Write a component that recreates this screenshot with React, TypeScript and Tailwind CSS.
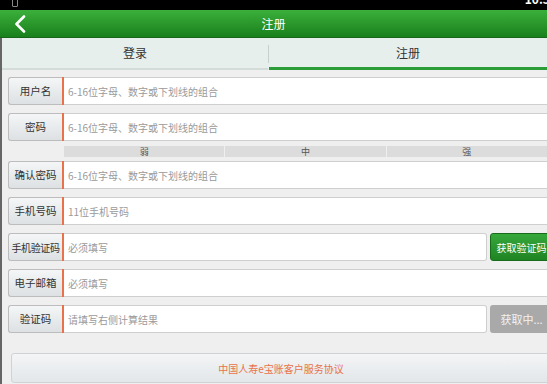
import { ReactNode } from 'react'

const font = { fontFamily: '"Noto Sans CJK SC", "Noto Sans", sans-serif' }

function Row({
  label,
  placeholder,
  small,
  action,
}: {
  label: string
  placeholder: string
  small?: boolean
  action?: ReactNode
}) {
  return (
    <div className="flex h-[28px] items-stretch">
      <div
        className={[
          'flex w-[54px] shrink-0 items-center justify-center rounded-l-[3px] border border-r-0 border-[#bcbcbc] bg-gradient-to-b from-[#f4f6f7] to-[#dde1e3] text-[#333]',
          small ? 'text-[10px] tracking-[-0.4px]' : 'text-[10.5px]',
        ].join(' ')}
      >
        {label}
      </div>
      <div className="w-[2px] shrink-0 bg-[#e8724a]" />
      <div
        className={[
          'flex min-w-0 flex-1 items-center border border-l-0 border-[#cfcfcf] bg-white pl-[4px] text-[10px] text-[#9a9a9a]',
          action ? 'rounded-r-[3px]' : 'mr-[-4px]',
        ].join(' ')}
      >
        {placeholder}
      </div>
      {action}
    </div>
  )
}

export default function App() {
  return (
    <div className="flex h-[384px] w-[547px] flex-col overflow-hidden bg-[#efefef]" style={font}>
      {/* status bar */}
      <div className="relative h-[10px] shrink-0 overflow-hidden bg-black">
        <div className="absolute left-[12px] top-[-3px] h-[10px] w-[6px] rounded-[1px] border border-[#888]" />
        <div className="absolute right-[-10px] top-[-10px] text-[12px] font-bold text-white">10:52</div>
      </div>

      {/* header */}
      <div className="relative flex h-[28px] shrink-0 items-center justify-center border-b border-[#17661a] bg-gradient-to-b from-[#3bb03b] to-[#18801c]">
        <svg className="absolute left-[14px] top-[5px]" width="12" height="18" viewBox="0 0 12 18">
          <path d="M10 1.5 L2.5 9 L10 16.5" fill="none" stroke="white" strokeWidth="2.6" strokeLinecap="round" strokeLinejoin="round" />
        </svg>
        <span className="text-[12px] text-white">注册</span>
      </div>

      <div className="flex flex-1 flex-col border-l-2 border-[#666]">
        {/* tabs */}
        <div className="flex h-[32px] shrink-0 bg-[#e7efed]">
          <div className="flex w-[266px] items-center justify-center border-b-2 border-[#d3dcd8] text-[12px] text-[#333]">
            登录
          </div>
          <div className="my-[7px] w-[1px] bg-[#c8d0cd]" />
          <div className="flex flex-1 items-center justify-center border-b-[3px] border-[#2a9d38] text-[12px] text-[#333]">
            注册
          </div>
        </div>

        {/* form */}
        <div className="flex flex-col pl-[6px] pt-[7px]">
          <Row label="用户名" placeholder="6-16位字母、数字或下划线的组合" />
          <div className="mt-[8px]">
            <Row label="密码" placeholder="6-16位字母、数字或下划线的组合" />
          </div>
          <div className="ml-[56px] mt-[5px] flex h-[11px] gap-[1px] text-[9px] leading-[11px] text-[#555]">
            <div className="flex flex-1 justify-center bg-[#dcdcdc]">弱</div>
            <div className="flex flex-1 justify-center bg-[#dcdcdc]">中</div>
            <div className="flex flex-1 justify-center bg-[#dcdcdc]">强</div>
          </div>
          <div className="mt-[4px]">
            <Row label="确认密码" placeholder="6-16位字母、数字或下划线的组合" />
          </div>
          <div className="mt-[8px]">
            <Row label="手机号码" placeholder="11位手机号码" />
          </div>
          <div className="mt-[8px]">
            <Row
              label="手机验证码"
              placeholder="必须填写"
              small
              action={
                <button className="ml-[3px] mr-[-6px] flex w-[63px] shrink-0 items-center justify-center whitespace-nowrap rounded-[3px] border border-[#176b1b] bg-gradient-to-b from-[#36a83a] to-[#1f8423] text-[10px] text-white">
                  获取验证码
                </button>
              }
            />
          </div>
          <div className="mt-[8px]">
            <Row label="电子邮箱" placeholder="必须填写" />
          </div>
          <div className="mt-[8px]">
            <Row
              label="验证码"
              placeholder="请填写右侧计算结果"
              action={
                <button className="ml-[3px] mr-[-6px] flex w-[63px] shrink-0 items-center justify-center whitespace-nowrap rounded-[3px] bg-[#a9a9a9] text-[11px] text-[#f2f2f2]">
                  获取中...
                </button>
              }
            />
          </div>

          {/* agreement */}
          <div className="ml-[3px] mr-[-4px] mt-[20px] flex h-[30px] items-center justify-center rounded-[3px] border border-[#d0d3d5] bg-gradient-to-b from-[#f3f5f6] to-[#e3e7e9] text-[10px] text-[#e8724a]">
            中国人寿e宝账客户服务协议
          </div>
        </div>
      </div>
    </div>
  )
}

+-------+

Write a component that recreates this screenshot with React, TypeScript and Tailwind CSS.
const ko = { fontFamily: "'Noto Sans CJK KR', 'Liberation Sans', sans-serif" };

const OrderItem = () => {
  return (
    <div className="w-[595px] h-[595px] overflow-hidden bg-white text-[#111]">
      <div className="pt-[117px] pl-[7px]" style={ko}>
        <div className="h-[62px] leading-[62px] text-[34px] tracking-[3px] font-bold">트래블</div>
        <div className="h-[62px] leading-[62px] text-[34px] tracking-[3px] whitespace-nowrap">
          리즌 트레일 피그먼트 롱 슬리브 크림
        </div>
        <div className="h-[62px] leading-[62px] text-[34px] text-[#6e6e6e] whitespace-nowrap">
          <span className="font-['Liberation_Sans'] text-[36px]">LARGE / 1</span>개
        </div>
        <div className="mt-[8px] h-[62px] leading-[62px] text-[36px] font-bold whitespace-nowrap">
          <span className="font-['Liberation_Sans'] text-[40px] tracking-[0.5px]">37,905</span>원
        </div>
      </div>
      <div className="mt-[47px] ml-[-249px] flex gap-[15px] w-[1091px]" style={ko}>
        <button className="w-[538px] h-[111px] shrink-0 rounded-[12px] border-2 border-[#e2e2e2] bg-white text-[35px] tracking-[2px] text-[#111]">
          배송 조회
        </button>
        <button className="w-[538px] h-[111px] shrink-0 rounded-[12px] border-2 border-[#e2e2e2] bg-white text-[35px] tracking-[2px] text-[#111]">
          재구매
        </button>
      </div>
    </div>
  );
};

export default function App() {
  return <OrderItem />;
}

+-------+

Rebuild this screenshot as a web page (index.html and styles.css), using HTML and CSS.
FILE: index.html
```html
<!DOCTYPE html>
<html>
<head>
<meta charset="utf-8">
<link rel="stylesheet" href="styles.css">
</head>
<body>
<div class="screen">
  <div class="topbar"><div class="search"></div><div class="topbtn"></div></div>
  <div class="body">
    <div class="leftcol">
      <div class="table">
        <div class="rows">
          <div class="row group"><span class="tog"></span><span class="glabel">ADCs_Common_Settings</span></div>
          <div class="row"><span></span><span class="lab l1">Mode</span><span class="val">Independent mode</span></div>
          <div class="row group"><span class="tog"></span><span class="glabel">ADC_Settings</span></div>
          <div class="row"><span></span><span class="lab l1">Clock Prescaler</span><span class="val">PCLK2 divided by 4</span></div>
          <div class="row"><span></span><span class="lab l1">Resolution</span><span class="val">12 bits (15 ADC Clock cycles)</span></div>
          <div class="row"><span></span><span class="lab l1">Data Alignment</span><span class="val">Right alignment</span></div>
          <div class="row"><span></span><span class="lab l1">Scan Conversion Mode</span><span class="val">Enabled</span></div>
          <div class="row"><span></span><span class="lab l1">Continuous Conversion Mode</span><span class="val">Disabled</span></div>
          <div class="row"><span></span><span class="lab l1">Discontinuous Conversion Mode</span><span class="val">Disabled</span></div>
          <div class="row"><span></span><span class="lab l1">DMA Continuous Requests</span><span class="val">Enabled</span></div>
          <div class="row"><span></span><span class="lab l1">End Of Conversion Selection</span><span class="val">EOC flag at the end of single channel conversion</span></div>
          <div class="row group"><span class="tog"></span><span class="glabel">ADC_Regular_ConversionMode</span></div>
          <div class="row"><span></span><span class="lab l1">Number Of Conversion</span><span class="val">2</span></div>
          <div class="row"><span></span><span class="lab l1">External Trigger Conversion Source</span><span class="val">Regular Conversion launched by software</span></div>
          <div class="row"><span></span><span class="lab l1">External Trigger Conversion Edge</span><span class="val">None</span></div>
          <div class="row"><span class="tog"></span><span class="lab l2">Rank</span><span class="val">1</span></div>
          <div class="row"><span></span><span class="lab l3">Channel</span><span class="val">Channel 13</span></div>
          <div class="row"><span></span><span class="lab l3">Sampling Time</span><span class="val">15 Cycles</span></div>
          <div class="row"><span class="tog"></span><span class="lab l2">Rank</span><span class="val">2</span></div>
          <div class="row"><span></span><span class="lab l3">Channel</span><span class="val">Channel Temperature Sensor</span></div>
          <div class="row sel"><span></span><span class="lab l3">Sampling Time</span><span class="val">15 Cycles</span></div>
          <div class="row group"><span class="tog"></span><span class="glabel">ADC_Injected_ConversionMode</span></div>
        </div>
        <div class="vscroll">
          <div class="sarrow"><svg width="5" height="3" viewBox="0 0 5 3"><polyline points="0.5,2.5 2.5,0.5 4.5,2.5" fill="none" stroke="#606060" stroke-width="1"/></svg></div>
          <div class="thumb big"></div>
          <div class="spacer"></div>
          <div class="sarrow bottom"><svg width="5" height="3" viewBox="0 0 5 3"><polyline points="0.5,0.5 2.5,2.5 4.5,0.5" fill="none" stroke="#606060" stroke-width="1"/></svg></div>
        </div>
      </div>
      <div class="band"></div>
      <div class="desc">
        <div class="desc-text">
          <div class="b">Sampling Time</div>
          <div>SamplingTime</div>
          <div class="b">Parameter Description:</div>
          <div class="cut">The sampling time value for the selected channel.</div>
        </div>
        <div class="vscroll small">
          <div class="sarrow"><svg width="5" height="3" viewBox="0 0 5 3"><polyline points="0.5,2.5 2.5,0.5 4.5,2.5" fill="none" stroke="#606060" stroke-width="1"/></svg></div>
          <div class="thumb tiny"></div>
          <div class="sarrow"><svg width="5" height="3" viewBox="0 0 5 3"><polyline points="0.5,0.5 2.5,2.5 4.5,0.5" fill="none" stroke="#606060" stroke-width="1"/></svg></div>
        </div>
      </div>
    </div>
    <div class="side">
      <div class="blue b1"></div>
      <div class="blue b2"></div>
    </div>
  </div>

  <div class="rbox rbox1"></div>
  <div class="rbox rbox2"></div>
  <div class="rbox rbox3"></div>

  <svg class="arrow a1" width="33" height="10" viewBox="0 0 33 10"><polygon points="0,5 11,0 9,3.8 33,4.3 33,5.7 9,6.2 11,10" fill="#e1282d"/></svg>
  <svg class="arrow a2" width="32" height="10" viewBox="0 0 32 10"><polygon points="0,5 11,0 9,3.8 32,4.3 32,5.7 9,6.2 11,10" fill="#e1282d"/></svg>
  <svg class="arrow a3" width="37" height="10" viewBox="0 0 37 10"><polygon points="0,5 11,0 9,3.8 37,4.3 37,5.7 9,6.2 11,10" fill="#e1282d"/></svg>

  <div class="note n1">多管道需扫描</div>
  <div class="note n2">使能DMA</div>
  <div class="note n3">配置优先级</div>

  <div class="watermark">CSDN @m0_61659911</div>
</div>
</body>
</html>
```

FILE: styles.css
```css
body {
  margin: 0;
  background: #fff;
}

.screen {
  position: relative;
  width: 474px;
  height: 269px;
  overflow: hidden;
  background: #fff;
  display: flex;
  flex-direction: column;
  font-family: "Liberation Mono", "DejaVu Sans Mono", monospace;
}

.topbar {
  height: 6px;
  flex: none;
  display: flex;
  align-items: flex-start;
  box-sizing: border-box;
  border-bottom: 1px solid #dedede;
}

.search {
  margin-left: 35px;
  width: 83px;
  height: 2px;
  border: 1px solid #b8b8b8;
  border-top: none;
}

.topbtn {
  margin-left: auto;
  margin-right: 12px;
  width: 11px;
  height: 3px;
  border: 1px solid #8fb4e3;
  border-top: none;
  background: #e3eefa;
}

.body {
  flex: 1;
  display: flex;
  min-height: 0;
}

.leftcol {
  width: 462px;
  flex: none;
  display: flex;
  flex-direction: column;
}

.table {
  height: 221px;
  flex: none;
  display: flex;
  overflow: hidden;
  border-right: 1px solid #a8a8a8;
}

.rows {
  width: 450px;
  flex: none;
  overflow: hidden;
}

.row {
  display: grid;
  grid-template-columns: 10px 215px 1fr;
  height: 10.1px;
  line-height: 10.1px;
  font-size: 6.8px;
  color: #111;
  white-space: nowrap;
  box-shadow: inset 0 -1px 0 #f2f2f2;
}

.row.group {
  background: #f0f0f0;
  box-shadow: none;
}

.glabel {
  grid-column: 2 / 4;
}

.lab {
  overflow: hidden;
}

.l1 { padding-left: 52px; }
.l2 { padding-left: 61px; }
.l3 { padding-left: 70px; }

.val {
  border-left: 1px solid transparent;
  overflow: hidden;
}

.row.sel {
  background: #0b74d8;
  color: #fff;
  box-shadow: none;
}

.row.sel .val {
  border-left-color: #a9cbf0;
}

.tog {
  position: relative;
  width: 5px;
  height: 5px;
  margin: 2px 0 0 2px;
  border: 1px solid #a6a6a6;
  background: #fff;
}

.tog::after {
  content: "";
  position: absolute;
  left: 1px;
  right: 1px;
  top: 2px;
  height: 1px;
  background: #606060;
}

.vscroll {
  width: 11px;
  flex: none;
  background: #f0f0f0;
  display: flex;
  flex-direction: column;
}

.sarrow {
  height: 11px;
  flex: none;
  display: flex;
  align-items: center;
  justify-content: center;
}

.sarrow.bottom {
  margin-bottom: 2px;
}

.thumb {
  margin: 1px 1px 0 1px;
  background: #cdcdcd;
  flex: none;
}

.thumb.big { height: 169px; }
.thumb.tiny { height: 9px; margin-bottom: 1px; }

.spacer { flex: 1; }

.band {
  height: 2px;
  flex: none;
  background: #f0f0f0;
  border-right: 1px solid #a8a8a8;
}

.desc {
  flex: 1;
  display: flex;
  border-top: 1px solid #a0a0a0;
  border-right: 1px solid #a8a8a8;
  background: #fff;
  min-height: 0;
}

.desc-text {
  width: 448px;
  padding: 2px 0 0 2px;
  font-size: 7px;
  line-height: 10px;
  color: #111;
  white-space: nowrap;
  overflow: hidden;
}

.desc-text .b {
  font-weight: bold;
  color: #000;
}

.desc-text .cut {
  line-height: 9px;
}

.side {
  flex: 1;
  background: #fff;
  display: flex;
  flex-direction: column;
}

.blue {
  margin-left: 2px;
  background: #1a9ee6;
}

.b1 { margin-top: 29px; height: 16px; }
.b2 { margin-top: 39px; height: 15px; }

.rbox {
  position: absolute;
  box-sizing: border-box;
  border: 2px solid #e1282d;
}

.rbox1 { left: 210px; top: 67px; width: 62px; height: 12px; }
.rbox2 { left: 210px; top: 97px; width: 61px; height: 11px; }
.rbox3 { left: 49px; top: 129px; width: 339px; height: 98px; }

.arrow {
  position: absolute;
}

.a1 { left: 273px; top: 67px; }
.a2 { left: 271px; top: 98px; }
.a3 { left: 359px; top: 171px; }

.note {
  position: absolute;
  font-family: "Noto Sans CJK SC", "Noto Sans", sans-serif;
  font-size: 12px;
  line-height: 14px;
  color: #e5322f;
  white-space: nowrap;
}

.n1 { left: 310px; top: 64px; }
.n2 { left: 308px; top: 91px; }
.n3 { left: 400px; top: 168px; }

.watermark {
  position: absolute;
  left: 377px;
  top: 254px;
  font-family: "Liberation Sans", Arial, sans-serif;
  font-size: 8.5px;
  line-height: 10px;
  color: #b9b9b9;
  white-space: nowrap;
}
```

+-------+

Among the records above, find each line holding the string "styles" and pull it out.

Rebuild this screenshot as a web page (index.html and styles.css), using HTML and CSS.
<link rel="stylesheet" href="styles.css">
FILE: styles.css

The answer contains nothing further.